The latter is not, according to Lukes, beyond empirical scrutiny and examples can be found in studies which demonstrate the agenda setting power of elites. In a comparative case examining the issue of air pollution in US cities, Crenson (1971) demonstrated that particular corporate interests could be a key factor in keeping the issue off the public agenda – not so much through active lobbying as through their mere presence. The public reputation of US Steel in Gary, Indiana for instance, meant that the corporation “influenced the content of the pollution ordinance without taking any action on it, and thus defied the pluralist dictum that political powers belongs to political actors” (Crenson 1971: 69-70).

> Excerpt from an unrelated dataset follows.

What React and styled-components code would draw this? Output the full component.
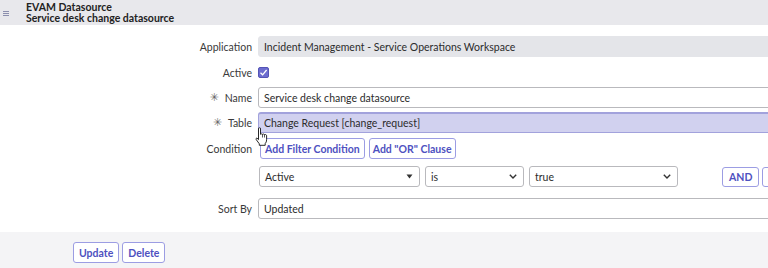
import React from "react";
import styled, { createGlobalStyle, css } from "styled-components";

const Global = createGlobalStyle`
  html, body { margin: 0; padding: 0; background: #ffffff; }
  body { font-family: Lato, "Open Sans", "Liberation Sans", sans-serif; overflow: hidden; }
  * { box-sizing: border-box; }
`;

const Page = styled.div`
  width: 768px;
  height: 268px;
  overflow: hidden;
  display: flex;
  flex-direction: column;
  position: relative;
`;

const Header = styled.header`
  height: 25px;
  background: #e8e8ec;
  display: flex;
  align-items: center;
  padding-left: 3px;
  gap: 17px;
`;

const Burger = styled.span`
  display: flex;
  flex-direction: column;
  gap: 1px;
  width: 6px;
  margin-top: 2px;
  & > i { display: block; height: 1px; background: #8c8fae; }
`;

const Titles = styled.div`
  display: flex;
  flex-direction: column;
  font-size: 10.5px;
  font-weight: 700;
  color: #222;
  line-height: 10.5px;
`;

const Body = styled.main`
  padding: 11px 0 13px;
  background: #fff;
`;

const Form = styled.div`
  display: grid;
  grid-template-columns: 252px 560px;
  column-gap: 6px;
`;

const Label = styled.div`
  grid-column: 1;
  display: flex;
  justify-content: flex-end;
  align-items: center;
  gap: 6px;
  font-size: 10.5px;
  color: #3a3a3a;
  margin-top: ${p => p.$mt || 0}px;
  height: ${p => p.$h || 21}px;
`;

const Req = styled.span`
  font-family: "DejaVu Sans", sans-serif;
  font-size: 11px;
  line-height: 11px;
  color: #666;
`;

const Cell = styled.div`
  grid-column: 2;
  display: flex;
  align-items: center;
  margin-top: ${p => p.$mt || 0}px;
  height: ${p => p.$h || 21}px;
`;

const Field = styled.div`
  width: 100%;
  height: 100%;
  display: flex;
  align-items: center;
  padding-left: 5px;
  font-size: 10.5px;
  color: #2c2c2c;
  border-radius: 3px;
  ${p => p.$variant === "readonly" && css`
    background: #e4e5e9;
    border: 1px solid #e4e5e9;
  `}
  ${p => p.$variant === "plain" && css`
    background: #fff;
    border: 1px solid #b9b9bd;
  `}
  ${p => p.$variant === "focus" && css`
    background: #d1d1ef;
    border: 1px solid #a2a2dc;
    border-top-width: 2px;
  `}
`;

const Check = styled.span`
  width: 11px;
  height: 11px;
  border: 1px solid #5454b6;
  border-radius: 2px;
  background: #6c6ccf;
  display: flex;
  align-items: center;
  justify-content: center;
`;

const Btn = styled.button`
  font-family: Lato, "Open Sans", "Liberation Sans", sans-serif;
  font-size: 10.5px;
  font-weight: 700;
  color: #4e51bf;
  background: #fff;
  border: 1px solid #9c9de3;
  border-radius: 3px;
  height: ${p => p.$h || 21}px;
  padding: 0 ${p => p.$px || 5}px;
  flex-shrink: 0;
  cursor: pointer;
`;

const BtnRow = styled.div`
  display: flex;
  align-items: center;
  gap: ${p => p.$gap || 4}px;
  padding-left: ${p => p.$pl || 0}px;
`;

const Select = styled.div`
  width: ${p => p.$w}px;
  height: 21px;
  flex-shrink: 0;
  border: 1px solid #b9b9bd;
  border-radius: 3px;
  background: #fff;
  display: flex;
  align-items: center;
  justify-content: space-between;
  padding: 0 6px 0 5px;
  font-size: 10.5px;
  color: #2c2c2c;
`;

const Spacer = styled.span`
  width: ${p => p.$w}px;
  flex-shrink: 0;
`;

const Footer = styled.footer`
  flex: 1;
  background: #f4f4f6;
  padding: 10px 0 0 73px;
`;

const Cursor = styled.svg`
  position: absolute;
  left: 255px;
  top: 127px;
`;

const Triangle = () => (
  <svg width="7" height="5" viewBox="0 0 7 5"><path d="M0.5 0.5 H6.5 L3.5 4.5 Z" fill="#333" /></svg>
);
const Chevron = () => (
  <svg width="8" height="5" viewBox="0 0 8 5"><path d="M0.8 0.8 L4 4 L7.2 0.8" fill="none" stroke="#333" strokeWidth="1.4" /></svg>
);

export default function App() {
  return (
    <Page>
      <Global />
      <Header>
        <Burger><i /><i /><i /></Burger>
        <Titles>
          <span>EVAM Datasource</span>
          <span>Service desk change datasource</span>
        </Titles>
      </Header>
      <Body>
        <Form>
          <Label>Application</Label>
          <Cell><Field $variant="readonly">Incident Management - Service Operations Workspace</Field></Cell>

          <Label $mt={5}>Active</Label>
          <Cell $mt={5}>
            <Check>
              <svg width="9" height="9" viewBox="0 0 9 9"><path d="M1.5 4.8 L3.6 6.8 L7.6 2" fill="none" stroke="#fff" strokeWidth="1.3" /></svg>
            </Check>
          </Cell>

          <Label $mt={4}><Req>✳</Req>Name</Label>
          <Cell $mt={4}><Field $variant="plain">Service desk change datasource</Field></Cell>

          <Label $mt={4}><Req>✳</Req>Table</Label>
          <Cell $mt={4}><Field $variant="focus">Change Request [change_request]</Field></Cell>

          <Label $mt={5}>Condition</Label>
          <Cell $mt={5}>
            <BtnRow $gap={4} $pl={2}>
              <Btn $px={4}>Add Filter Condition</Btn>
              <Btn $px={3}>Add "OR" Clause</Btn>
            </BtnRow>
          </Cell>

          <Label $mt={7} />
          <Cell $mt={7}>
            <BtnRow $gap={5} $pl={1}>
              <Select $w={161}>Active<Triangle /></Select>
              <Select $w={99}>is<Chevron /></Select>
              <Select $w={149}>true<Chevron /></Select>
              <Spacer $w={34} />
              <Btn $h={20} $px={6}>AND</Btn>
              <Btn $h={20} $px={6} style={{ marginLeft: -2 }}>OR</Btn>
            </BtnRow>
          </Cell>

          <Label $mt={11}>Sort By</Label>
          <Cell $mt={11}><Field $variant="plain">Updated</Field></Cell>
        </Form>
      </Body>
      <Footer>
        <BtnRow $gap={3}>
          <Btn>Update</Btn>
          <Btn>Delete</Btn>
        </BtnRow>
      </Footer>
      <Cursor width="13" height="19" viewBox="0 0 13 19">
        <path d="M3.5 1.2 Q4.5 0.4 5.5 1.2 V7.3 Q6.5 6.5 7.5 7.3 Q8.5 6.6 9.5 7.6 Q10.6 7.1 11.6 8.3 V12.8 Q11.6 15.2 10.2 16.6 V18.3 H4.3 V16.8 L1.2 12.6 Q0.6 11.4 1.9 11 L3.5 12.6 Z" fill="#fff" stroke="#111" strokeWidth="0.9" strokeLinejoin="round" />
        <path d="M7.5 7.3 V10.5 M9.5 7.6 V10.5" stroke="#111" strokeWidth="0.7" />
      </Cursor>
    </Page>
  );
}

But in focussing on covert or latent conflict, Crenson’s analysis does not tell us anything about controversies which do hinge on overt conflict. What’s more, such conflicts are not – in the contemporary landscape at least – in any sense limited to a ‘middle layer’ of politics as Mills suggested. Perhaps the most vivid example in recent times is the controversy that continues to surround the decision (and alleged conspiracy) by US and UK governments to invade Iraq in 2003. But we do not have to look hard for other examples of media-led controversies that strike at the heart of government-corporate-military power. They include all three cases covered in this thesis.